(Exercise goal)
In the listing that follows, retype every line from the first through the one containing "import React from". Pictures are to be left out.

>>>

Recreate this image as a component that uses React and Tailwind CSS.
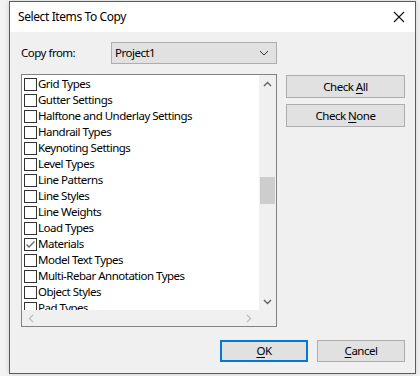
import React from "react";

const items = [
  "Grid Types",
  "Gutter Settings",
  "Halftone and Underlay Settings",
  "Handrail Types",
  "Keynoting Settings",
  "Level Types",
  "Line Patterns",
  "Line Styles",
  "Line Weights",
  "Load Types",
  "Materials",
  "Model Text Types",
  "Multi-Rebar Annotation Types",
  "Object Styles",
  "Pad Types",
];

function Check({ checked }) {
  return (
    <div className="w-[13px] h-[13px] border border-[#333333] bg-white flex items-center justify-center shrink-0">
      {checked && (
        <svg width="11" height="11" viewBox="0 0 11 11">
          <path d="M1.5 5.5 L4 8 L9.5 2.5" fill="none" stroke="#666" strokeWidth="1.3" />
        </svg>
      )}
    </div>
  );
}

export default function App() {
  const font = { fontFamily: '"Noto Sans", "Segoe UI", Arial, sans-serif' };
  return (
    <div className="w-[420px] h-[376px] bg-[#f3f3f3] pt-[1px] pl-[9px] text-[11.5px] tracking-[-0.5px] text-black" style={font}>
      <div className="w-[407px] h-[373px] border border-[#5a5a5a] bg-[#f0f0f0] flex flex-col shadow-[0_0_6px_rgba(0,0,0,0.15)]">
        {/* title bar */}
        <div className="h-[30px] bg-white flex items-center justify-between pl-[8px] pr-[10px] shrink-0">
          <span className="text-[12px] tracking-[-0.4px]">Select Items To Copy</span>
          <svg width="12" height="12" viewBox="0 0 12 12">
            <path d="M1 1 L11 11 M11 1 L1 11" stroke="#111" strokeWidth="1.1" />
          </svg>
        </div>
        {/* body */}
        <div className="flex flex-col pl-[11px]">
          <div className="flex items-center h-[22px] mt-[10px]">
            <span className="w-[90px] leading-none">Copy from:</span>
            <div className="w-[166px] h-[22px] bg-[#e1e1e1] border border-[#adadad] flex items-center justify-between pl-[3px] pr-[7px]">
              <span>Project1</span>
              <svg width="10" height="6" viewBox="0 0 10 6">
                <path d="M1 1 L5 5 L9 1" fill="none" stroke="#333" strokeWidth="1" />
              </svg>
            </div>
          </div>
          <div className="flex mt-[10px]">
            {/* list box */}
            <div className="w-[256px] h-[253px] border border-[#828282] bg-white flex flex-col">
              <div className="flex h-[235px]">
                <div className="flex-1 overflow-hidden pl-[2px] pt-[1px]">
                  {items.map((t) => (
                    <div key={t} className="h-[16px] flex items-center gap-[1px] whitespace-nowrap">
                      <Check checked={t === "Materials"} />
                      <span className="leading-none">{t}</span>
                    </div>
                  ))}
                </div>
                <div className="w-[17px] bg-[#f0f0f0] flex flex-col items-center">
                  <div className="h-[17px] flex items-center justify-center">
                    <svg width="9" height="6" viewBox="0 0 9 6">
                      <path d="M1 5 L4.5 1.5 L8 5" fill="none" stroke="#606060" strokeWidth="1.4" />
                    </svg>
                  </div>
                  <div className="h-[85px]" />
                  <div className="w-[15px] h-[27px] bg-[#cdcdcd]" />
                  <div className="flex-1" />
                  <div className="h-[17px] flex items-center justify-center">
                    <svg width="9" height="6" viewBox="0 0 9 6">
                      <path d="M1 1 L4.5 4.5 L8 1" fill="none" stroke="#606060" strokeWidth="1.4" />
                    </svg>
                  </div>
                </div>
              </div>
              <div className="h-[16px] bg-[#f0f0f0] flex items-center justify-between pl-[6px] pr-[24px]">
                <svg width="6" height="9" viewBox="0 0 6 9">
                  <path d="M5 1 L1.5 4.5 L5 8" fill="none" stroke="#c0c0c0" strokeWidth="1.4" />
                </svg>
                <svg width="6" height="9" viewBox="0 0 6 9">
                  <path d="M1 1 L4.5 4.5 L1 8" fill="none" stroke="#c0c0c0" strokeWidth="1.4" />
                </svg>
              </div>
            </div>
            {/* side buttons */}
            <div className="flex flex-col gap-[6px] ml-[9px] mt-[1px]">
              <div className="w-[119px] h-[23px] bg-[#e1e1e1] border border-[#adadad] flex items-center justify-center">
                <span>Check <span className="underline underline-offset-2">A</span>ll</span>
              </div>
              <div className="w-[119px] h-[23px] bg-[#e1e1e1] border border-[#adadad] flex items-center justify-center">
                <span>Check <span className="underline underline-offset-2">N</span>one</span>
              </div>
            </div>
          </div>
          <div className="flex justify-end gap-[9px] mt-[13px] pr-[10px]">
            <div className="w-[88px] h-[22px] bg-[#e1e1e1] border-2 border-[#0078d7] flex items-center justify-center">
              <span><span className="underline underline-offset-2">O</span>K</span>
            </div>
            <div className="w-[88px] h-[22px] bg-[#e1e1e1] border border-[#adadad] flex items-center justify-center">
              <span><span className="underline underline-offset-2">C</span>ancel</span>
            </div>
          </div>
        </div>
      </div>
    </div>
  );
}
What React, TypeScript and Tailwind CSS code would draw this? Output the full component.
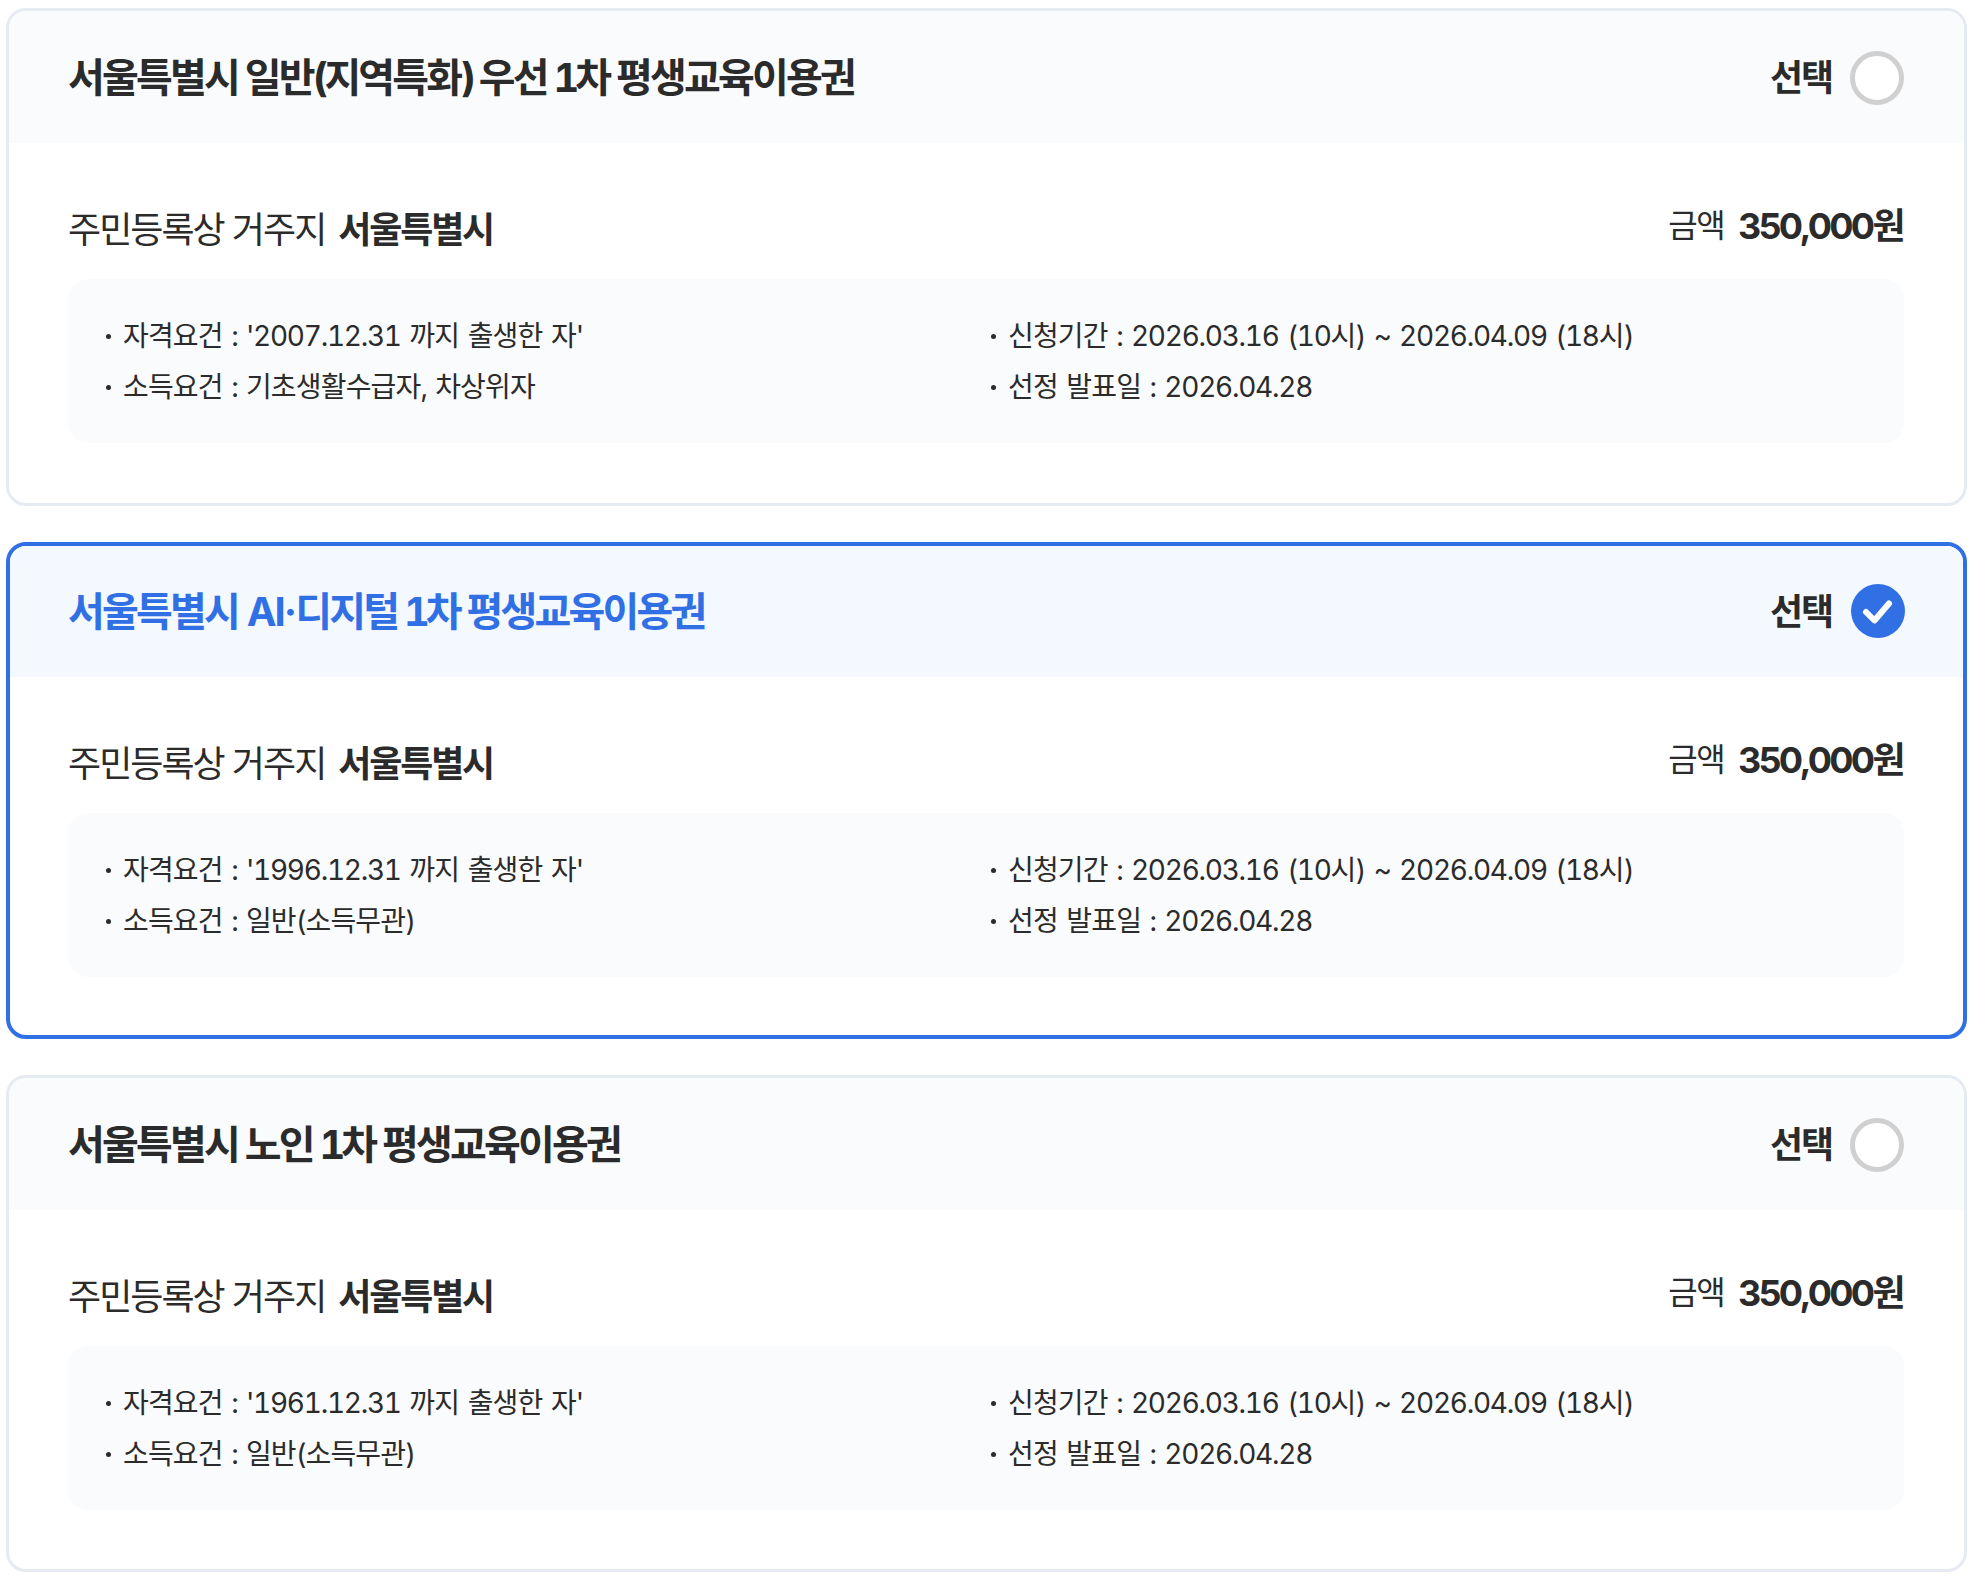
const font = "font-['Inter','Noto_Sans_CJK_KR',sans-serif]";

function Mixed({ text, hangul, latin }: { text: string; hangul: string; latin: string }) {
  const parts = text.split(/([\uac00-\ud7a3]+)/).filter(Boolean);
  return (
    <>
      {parts.map((p, i) => (
        <span key={i} className={/[\uac00-\ud7a3]/.test(p) ? hangul : p.includes("AI") ? "tracking-[-0.05em]" : latin}>
          {p}
        </span>
      ))}
    </>
  );
}

function Check() {
  return (
    <svg width="54" height="54" viewBox="0 0 54 54" className="shrink-0 translate-x-[1px] -translate-y-[1px]">
      <circle cx="27" cy="27" r="27" fill="#3070e4" />
      <path d="M15 28l8.5 8.5L38 19.5" fill="none" stroke="#fff" strokeWidth="6" strokeLinecap="round" strokeLinejoin="round" />
    </svg>
  );
}

function Line({ text }: { text: string }) {
  return (
    <div className="flex items-center whitespace-pre">
      <span className="w-[5px] h-[5px] rounded-full bg-[#2b2b2b] ml-[4px] mr-[12px]" />
      <span>
        <Mixed text={text} hangul="tracking-[-0.03em]" latin="tracking-[-0.045em] [word-spacing:0.08em]" />
      </span>
    </div>
  );
}

function Card({ title, birth, income, selected, tall }: { title: string; birth: string; income: string; selected?: boolean; tall?: boolean }) {
  return (
    <div className={`rounded-[20px] bg-white overflow-hidden ${tall ? "h-[498px]" : "h-[497px]"} ${selected ? "border-[4px] border-[#3070e4]" : "border-[3px] border-[#e6eaf1]"}`}>
      <div className={`flex items-center justify-between ${selected ? "h-[131px] pl-[58px] pr-[59px] bg-[#f4f8ff]" : "h-[132px] pt-[1px] pl-[59px] pr-[60px] bg-[#fafbfd]"}`}>
        <div className={`text-[40px] font-bold whitespace-pre tabular-nums ${selected ? "text-[#3070e4]" : "text-[#2b2b2b]"}`}>
          <Mixed text={title} hangul="tracking-[-0.07em]" latin="tracking-[-0.1em]" />
        </div>
        <div className="flex items-center gap-[18px]">
          <span className="text-[36px] font-bold tracking-[-0.06em] text-[#2b2b2b]">선택</span>
          {selected ? <Check /> : <div className="w-[54px] h-[54px] rounded-full border-[5px] border-[#d0d0d0] bg-white" />}
        </div>
      </div>
      <div className={selected ? "pl-[58px] pr-[59px] pt-[63px]" : "pl-[59px] pr-[60px] pt-[63px]"}>
        <div className="flex justify-between items-start h-[73px]">
          <div className="flex items-center gap-[13px] text-[36px] text-[#2b2b2b] leading-[48px]">
            <span className="tracking-[-0.055em]">주민등록상 거주지</span>
            <b className="font-bold tracking-[-0.06em]">서울특별시</b>
          </div>
          <div className="flex items-center gap-[14px] text-[#2b2b2b] leading-[44px] -mt-[2px] mr-[1px]">
            <span className="text-[32px] tracking-[-0.05em]">금액</span>
            <b className="font-bold text-[36px]">
              <Mixed text="350,000원" hangul="tracking-[-0.07em]" latin="tracking-[-0.075em]" />
            </b>
          </div>
        </div>
        <div className="bg-[#fafbfd] rounded-[20px] h-[164px] pt-[1px] px-[34px] grid grid-cols-[885px_1fr] content-center gap-y-[10px] text-[28px] leading-[41px] text-[#2b2b2b] tabular-nums">
          <Line text={`자격요건 : '${birth} 까지 출생한 자'`} />
          <Line text="신청기간 : 2026.03.16 (10시) ~ 2026.04.09 (18시)" />
          <Line text={`소득요건 : ${income}`} />
          <Line text="선정 발표일 : 2026.04.28" />
        </div>
      </div>
    </div>
  );
}

export default function App() {
  return (
    <div className={`${font} bg-white w-[1972px] h-[1580px] pt-[8px] pl-[6px] pr-[5px] flex flex-col gap-[36px]`}>
      <Card tall title="서울특별시 일반(지역특화) 우선 1차 평생교육이용권" birth="2007.12.31" income="기초생활수급자, 차상위자" />
      <Card title="서울특별시 AI·디지털 1차 평생교육이용권" birth="1996.12.31" income="일반(소득무관)" selected />
      <Card title="서울특별시 노인 1차 평생교육이용권" birth="1961.12.31" income="일반(소득무관)" />
    </div>
  );
}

<<<

(Result below)
Recreate this image as a component that uses React and Tailwind CSS.
import React from "react";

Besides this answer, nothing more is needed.